NEW YORK--The city was shocked. Shocked. SHOCKED.
The Metropolitan Opera--ancient bastion of all that is safe, opulent, respectable, traditional, dull and lets-pretend realistic--had gone modern.
That's not all, folks. The Met had gone modern with, of all sacrosanct challenges, "Lucia di Lammermoor." The Met had taken liberties with a lovely, beloved, hum-along exploration of waltzing dementia, anno 1835.
Donizetti's sweet old thing used to be every canary-fancier's favorite camping--or poaching--ground. It was the ideal showcase for a prima coloratura donna who could roam the vocal highlands in happy delirium as a prelude to a pretty death and a standing ovation. No one took the drama seriously.
Drama? What drama?
Then, late last month, along came naughty Francesca Zambello. Los Angeles remembers her as the daring director of "Les Troyens" who dressed Dido, Queen of Carthage, as an Amazon in Banana Republic drag.
At the Met, where directors explain non-conventional concepts in program notes, she acknowledged her intention to define "a misty psychological landscape" as she "sought to represent visually the deterioration of Lucia's mind."
This, then, was supposed to be a thinking-person's "Lucia," which may or may not be an oxymoron. This was to be "Lucia" retold as the heroine's Gothic-horror nightmare. The tone would be Expressionist, the action abstract. That hardly seemed revolutionary.
Zambello stylized the narration drastically, citing the dubious influence of such distant Donizetti contemporaries as Victor Hugo and Edgar Allan Poe. John Conklin, her designing accomplice, created deconstructionist decors that wanted to invoke "the melancholy vistas" of Caspar David Friedrich. Martin Pakledinaz created costumes that wrapped the barefoot heroine in flowing gowns of vibrant hues while straitjacketing her adversaries in bleakly forbidding, neutral uniforms.
So far so interesting. Unfortunately, something got distorted in execution.
Much of the activity on the stage provoked unintended mirth at the opening. The set was strewn with coffins and chapel rubble. The chorus was banished to the pit, leaving a corps of creepy-crawly gents to spook the hapless diva in crude mime (the program lists Carmen De Lavallade as the unlikely choreographer).

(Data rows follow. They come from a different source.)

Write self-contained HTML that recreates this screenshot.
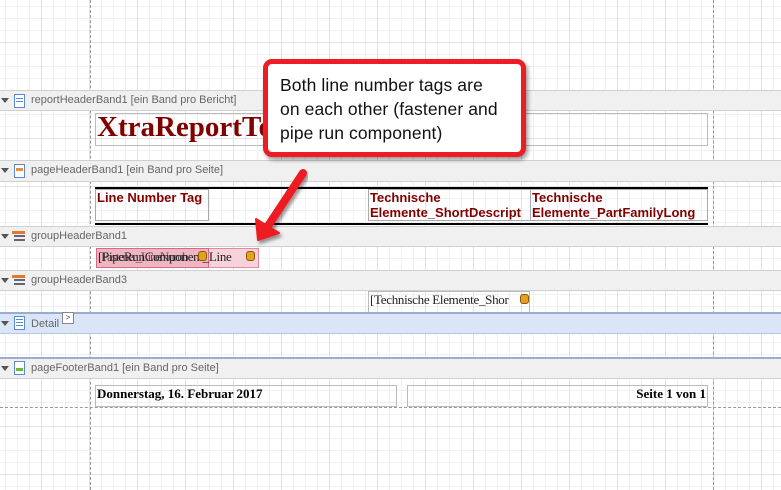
<!DOCTYPE html>
<html><head><meta charset="utf-8"><style>
body{margin:0;width:781px;height:490px;overflow:hidden;position:relative;font-family:"Liberation Sans",sans-serif;
background-color:#fff;
background-image:linear-gradient(90deg,#e2e2e2 1px,transparent 1px),linear-gradient(#e2e2e2 1px,transparent 1px),linear-gradient(90deg,#f0f0f0 1px,transparent 1px),linear-gradient(#f0f0f0 1px,transparent 1px);
background-size:48px 48px,48px 48px,12px 12px,12px 12px;background-position:41px 42px,41px 42px,5px 6px,5px 6px;}
.a{position:absolute}
.bh{position:absolute;left:0;width:781px;background:#f0f0f0;border-top:1px solid #d0d0d0;border-bottom:1px solid #d0d0d0;font-size:11px;color:#666;box-sizing:border-box}
.bh span{position:absolute;left:31px;top:3px}
.tri{position:absolute;left:1px;top:7px;width:0;height:0;border-left:4px solid transparent;border-right:4px solid transparent;border-top:5px solid #555}
.ic{position:absolute;left:14px;top:3px;width:9px;height:12px;border:1px solid #5b8bd0;background:#fff}
.ic i{position:absolute;left:1px;right:1px;height:3px;background:#e8903a}
.vd{position:absolute;top:0;height:490px;border-left:1px dashed #999}
.box{position:absolute;border:1px solid #bbb;box-sizing:border-box}
.hd{font-weight:bold;font-size:13px;color:#800000;line-height:15px}
.sv{font-family:"Liberation Serif",serif}
</style></head><body>
<div class="vd" style="left:90px"></div>
<div class="vd" style="left:713px"></div>

<div class="bh" style="top:90px;height:21px"><div class="tri"></div><div class="ic"><i style="top:3px;background:#5b8bd0;height:1px"></i><i style="top:6px;background:#5b8bd0;height:1px"></i></div><span>reportHeaderBand1 [ein Band pro Bericht]</span></div>
<div class="box" style="left:95px;top:113px;width:613px;height:33px"></div>
<div class="a sv" style="left:97px;top:111px;font-size:29px;font-weight:bold;color:#800000">XtraReportTe</div>

<div class="bh" style="top:160px;height:22px"><div class="tri"></div><div class="ic"><i style="top:3px"></i></div><span>pageHeaderBand1 [ein Band pro Seite]</span></div>
<div class="a" style="left:95px;top:187px;width:613px;height:34px;border-top:2px solid #000;border-bottom:2px solid #000"></div>
<div class="box" style="left:95px;top:189px;width:114px;height:32px;border-color:#aaa"></div>
<div class="box" style="left:368px;top:189px;width:163px;height:32px;border-color:#aaa"></div>
<div class="box" style="left:530px;top:189px;width:178px;height:32px;border-color:#aaa"></div>
<div class="a hd" style="left:97px;top:190px">Line Number Tag</div>
<div class="a hd" style="left:370px;top:190px">Technische<br>Elemente_ShortDescript</div>
<div class="a hd" style="left:532px;top:190px">Technische<br>Elemente_PartFamilyLong</div>

<div class="bh" style="top:226px;height:21px"><div class="tri"></div><div class="a" style="left:12px;top:4px;width:13px;height:3px;background:#e07a2e"></div><div class="a" style="left:14px;top:8px;width:11px;height:2px;background:#667"></div><div class="a" style="left:14px;top:12px;width:11px;height:2px;background:#667"></div><span>groupHeaderBand1</span></div>
<div class="a" style="left:96px;top:248px;width:163px;height:20px;background:#f6d3da;border:1px solid #e48a9c;box-sizing:border-box"></div>
<div class="a" style="left:96px;top:248px;width:113px;height:20px;background:#efb5c2;border:1px solid #d86a82;box-sizing:border-box"></div>
<div class="a sv" style="left:98px;top:249px;font-size:13px;color:#222;letter-spacing:-0.3px">[PipeRunComponent_Line</div>
<div class="a sv" style="left:98px;top:249px;font-size:13px;color:#222;letter-spacing:-1.2px;opacity:.7">[Fastener_LineNumb</div>
<div class="a" style="left:198px;top:251px;width:7px;height:8px;background:#e6a020;border-radius:3px;border:1px solid #8a5a00"></div>
<div class="a" style="left:246px;top:251px;width:7px;height:8px;background:#e6a020;border-radius:3px;border:1px solid #8a5a00"></div>

<div class="bh" style="top:270px;height:21px"><div class="tri"></div><div class="a" style="left:12px;top:4px;width:13px;height:3px;background:#e07a2e"></div><div class="a" style="left:14px;top:8px;width:11px;height:2px;background:#667"></div><div class="a" style="left:14px;top:12px;width:11px;height:2px;background:#667"></div><span>groupHeaderBand3</span></div>
<div class="box" style="left:368px;top:291px;width:162px;height:22px"></div>
<div class="a sv" style="left:370px;top:292px;font-size:13px;color:#222;letter-spacing:-0.3px">[Technische Elemente_Shor</div>
<div class="a" style="left:520px;top:294px;width:7px;height:8px;background:#e6a020;border-radius:3px;border:1px solid #8a5a00"></div>

<div class="bh" style="top:312px;height:22px;background:#dae6f8;border-top:2px solid #9aaecb;border-bottom:1px solid #b8c8e0"><div class="tri"></div><div class="ic" style="top:2px"><i style="top:2px;background:#5b8bd0;height:1px"></i><i style="top:5px;background:#5b8bd0;height:1px"></i><i style="top:8px;background:#5b8bd0;height:1px"></i></div><span style="top:4px">Detail</span></div>
<div class="a" style="left:62px;top:312px;width:10px;height:10px;background:#fff;border:1px solid #888;font-size:8px;line-height:10px;text-align:center;color:#555">&gt;</div>

<div class="bh" style="top:357px;height:22px;border-top:2px solid #9aaecb"><div class="tri"></div><div class="ic" style="top:2px"><i style="top:6px;background:#6cba3a"></i></div><span>pageFooterBand1 [ein Band pro Seite]</span></div>
<div class="box" style="left:95px;top:385px;width:302px;height:22px"></div>
<div class="box" style="left:407px;top:385px;width:301px;height:22px"></div>
<div class="a sv" style="left:97px;top:386px;font-size:13px;font-weight:bold">Donnerstag, 16. Februar 2017</div>
<div class="a sv" style="left:560px;width:146px;text-align:right;top:386px;font-size:13px;font-weight:bold">Seite 1 von 1</div>
<div class="a" style="left:0;top:407px;width:781px;border-top:1px dashed #999"></div>

<div class="a" style="left:263px;top:59px;width:263px;height:98px;box-sizing:border-box;border:5px solid #ee1c24;border-radius:9px;background:#fff;box-shadow:2px 3px 4px rgba(0,0,0,.4)"></div>
<div class="a" style="left:280px;top:73px;font-size:17.5px;line-height:24px;color:#111;letter-spacing:0.1px">Both line number tags are<br>on each other (fastener and<br>pipe run component)</div>
<svg class="a" style="left:0;top:0" width="781" height="490"><defs><filter id="s"><feDropShadow dx="2" dy="3" stdDeviation="1.5" flood-opacity=".4"/></filter></defs>
<g filter="url(#s)"><line x1="303" y1="173" x2="268" y2="226" stroke="#ee1c24" stroke-width="8" stroke-linecap="round"/>
<polygon points="258,240 256,219 279,233" fill="#ee1c24" stroke="#ee1c24" stroke-width="2" stroke-linejoin="round"/></g></svg>
</body></html>
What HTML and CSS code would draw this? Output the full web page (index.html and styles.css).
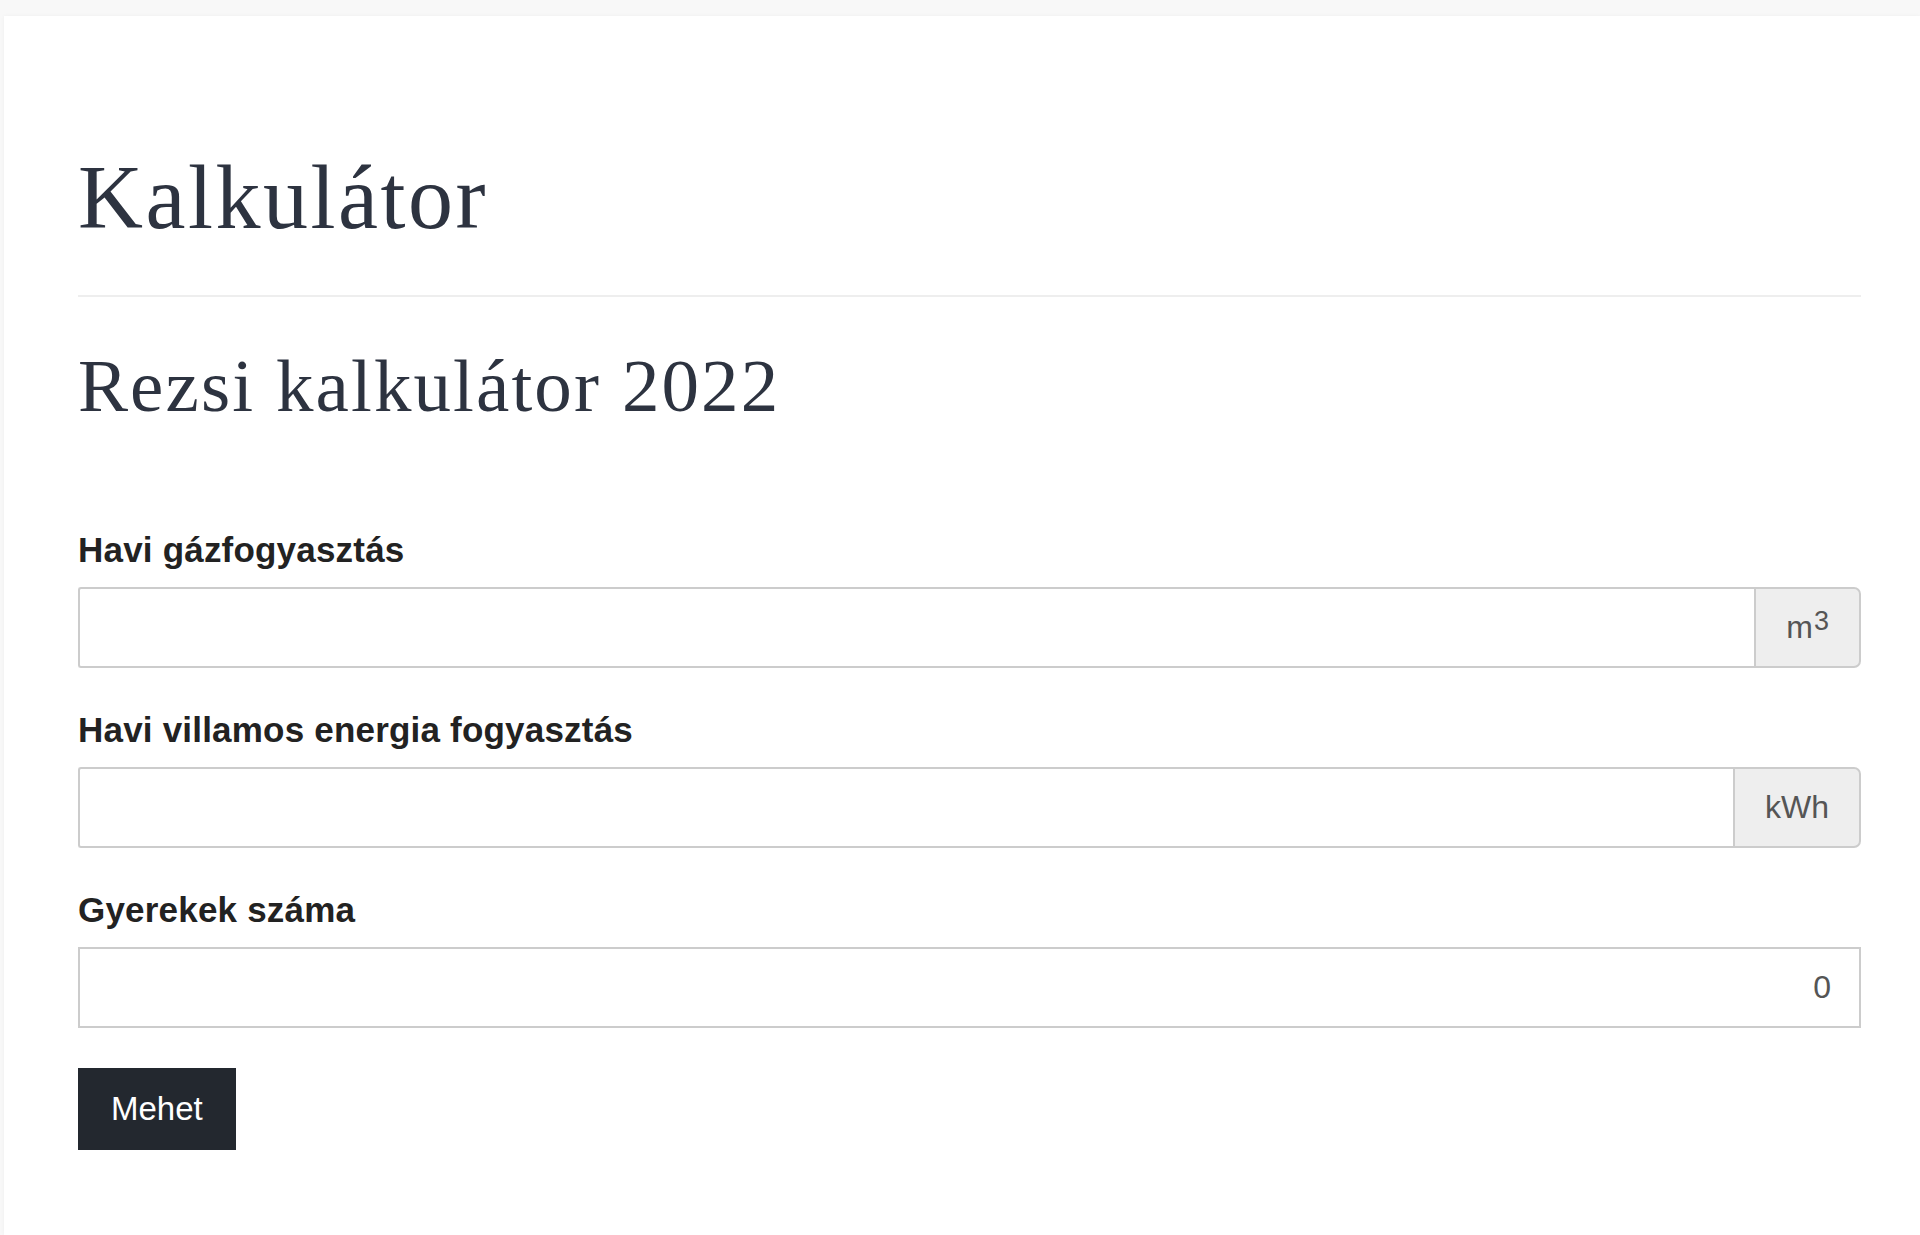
FILE: index.html
```html
<!DOCTYPE html>
<html lang="hu">

<head>
  <meta charset="UTF-8">
  <meta name="viewport" content="width=device-width, initial-scale=1.0">
  <title>Kalkulátor</title>
  <link rel="stylesheet" href="styles.css">
</head>

<body>

  <div class="page">
    <h1 class="page-title">Kalkulátor</h1>
    <hr class="divider">

    <h2 class="calc-title">Rezsi kalkulátor 2022</h2>

    <form class="calc-form" onsubmit="return false;">
      <div class="field">
        <label class="field-label" for="gas">Havi gázfogyasztás</label>
        <div class="input-group">
          <input class="input" type="text" id="gas">
          <span class="addon">m<sup>3</sup></span>
        </div>
      </div>

      <div class="field">
        <label class="field-label" for="power">Havi villamos energia fogyasztás</label>
        <div class="input-group">
          <input class="input" type="text" id="power">
          <span class="addon">kWh</span>
        </div>
      </div>

      <div class="field field-last">
        <label class="field-label" for="kids">Gyerekek száma</label>
        <input class="input input-plain" type="number" id="kids" value="0" min="0">
      </div>

      <button class="btn-go" type="submit">Mehet</button>
    </form>
  </div>

</body>

</html>
```

FILE: styles.css
```css
body {
  margin: 0;
  padding: 16px 0 0 0;
  background-color: #f8f8f8;
  font-family: 'Liberation Sans', Arial, sans-serif;
}

.page {
  box-sizing: border-box;
  min-height: calc(100vh - 16px);
  margin-left: 4px;
  padding: 132px 59px 60px 74px;
  background-color: #fff;
  box-shadow: 0 0 4px rgba(0, 0, 0, 0.04);
}

.page-title,
.calc-title {
  font-family: 'Liberation Serif', 'Times New Roman', serif;
  font-weight: normal;
  color: #2d3340;
  letter-spacing: 0.028em;
  line-height: 1.1;
  margin: 0;
}

.page-title {
  font-size: 90px;
}

.divider {
  border: 0;
  border-top: 2px solid #eeeeee;
  margin: 48px 0 48px 0;
}

.calc-title {
  font-size: 75px;
  margin-bottom: 101px;
}

.field {
  margin-bottom: 41px;
}

.field-last {
  margin-bottom: 40px;
}

.field-label {
  display: block;
  font-size: 35px;
  font-weight: bold;
  line-height: 1.2;
  letter-spacing: 0.2px;
  color: #222;
  margin-bottom: 16px;
}

.input-group {
  display: flex;
  height: 81px;
}

.input {
  box-sizing: border-box;
  height: 81px;
  width: 100%;
  margin: 0;
  padding: 0 28px;
  border: 2px solid #cccccc;
  font-family: 'Liberation Sans', Arial, sans-serif;
  font-size: 32px;
  color: #555;
  background: #fff;
  outline: none;
}

.input-group .input {
  flex: 1;
  border-right: 0;
  border-radius: 3px 0 0 3px;
}

.input-plain {
  display: block;
  border-radius: 0;
  text-align: right;
  -moz-appearance: textfield;
}

.input-plain::-webkit-outer-spin-button,
.input-plain::-webkit-inner-spin-button {
  -webkit-appearance: none;
  margin: 0;
}

.addon {
  display: flex;
  align-items: center;
  padding: 0 30px;
  border: 2px solid #cccccc;
  border-radius: 0 7px 7px 0;
  background-color: #eeeeee;
  font-size: 32px;
  color: #555;
}

.addon sup {
  font-size: 27px;
  line-height: 0;
  vertical-align: baseline;
  position: relative;
  top: -6px;
  margin-left: 1px;
}

.btn-go {
  display: block;
  height: 82px;
  padding: 0 33px;
  border: none;
  border-radius: 0;
  background-color: #23282f;
  color: #fff;
  font-family: 'Liberation Sans', Arial, sans-serif;
  font-size: 33px;
  cursor: pointer;
}
```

One flight of theatrical fancy caught everyone's attention, for better or worse. Probably worse. Arturo, Lucia's unwanted bridegroom, arose for his wedding through a trap door, dressed like a Bernini statue. Upon arrival, he tried valiantly to ignore the soprano lying in a picturesque heap at his feet as he asked, "Where's Lucia?"
The tragedy flirted with spoofery. The creaky-moonlight style suggested nothing so much as the artsy-musty satire of Edward Gorey.
Fun City, never very hospitable to interpretive innovation, was not amused. The critics jeered. The audience, according to Peter G. Davis in New York magazine, mustered a "great howl of rage."
There wasn't much to howl about at the repetition Saturday afternoon, which was broadcast nationwide. Some of the excesses obviously had been toned down. Arturo strolled on from the wings to hop onto his rising pedestal. Lucia cowered behind a convenient casket beyond his immediate gaze. No one even tittered. No one booed.
The production looked a little silly, to be sure. Since Lucia was crazed long before her popular mad scene, there could be little building of suspense. The absent chorus created more problems (acoustic as well as dramatic) than it solved. The interpretive leitmotif that defined all men as cardboard brutes and Lucia as their epochal female victim seemed a bit simplistic. So did the fixation on bloody symbols and funereal props.
Still, it was refreshing to see "Lucia" treated for once as something more stimulating than a concert in costume. A staging with ideas marred by miscalculation is still preferable to a staging with no ideas at all.
One certainly didn't notice many ideas emanating on this occasion from the pit, where a routinier named Marcello Panni concentrated on beating time slowly and indulgently. He deserves credit, no doubt, for opening virtually all of the time-dishonored cuts, but there is far more drama, far more finesse in "Lucia" than seems to meet his ear. Where was James Levine when we needed him?
The saving grace of the performance came, literally and figuratively, from the fearless June Anderson, who made a proper tour de force of the title role. Leaving traditional chirping to the dainty divas of yore, she sang with compelling purity and thrust, with dynamic sensitivity, brilliance and uncanny accuracy--a few sharp climaxes in the stratosphere notwithstanding.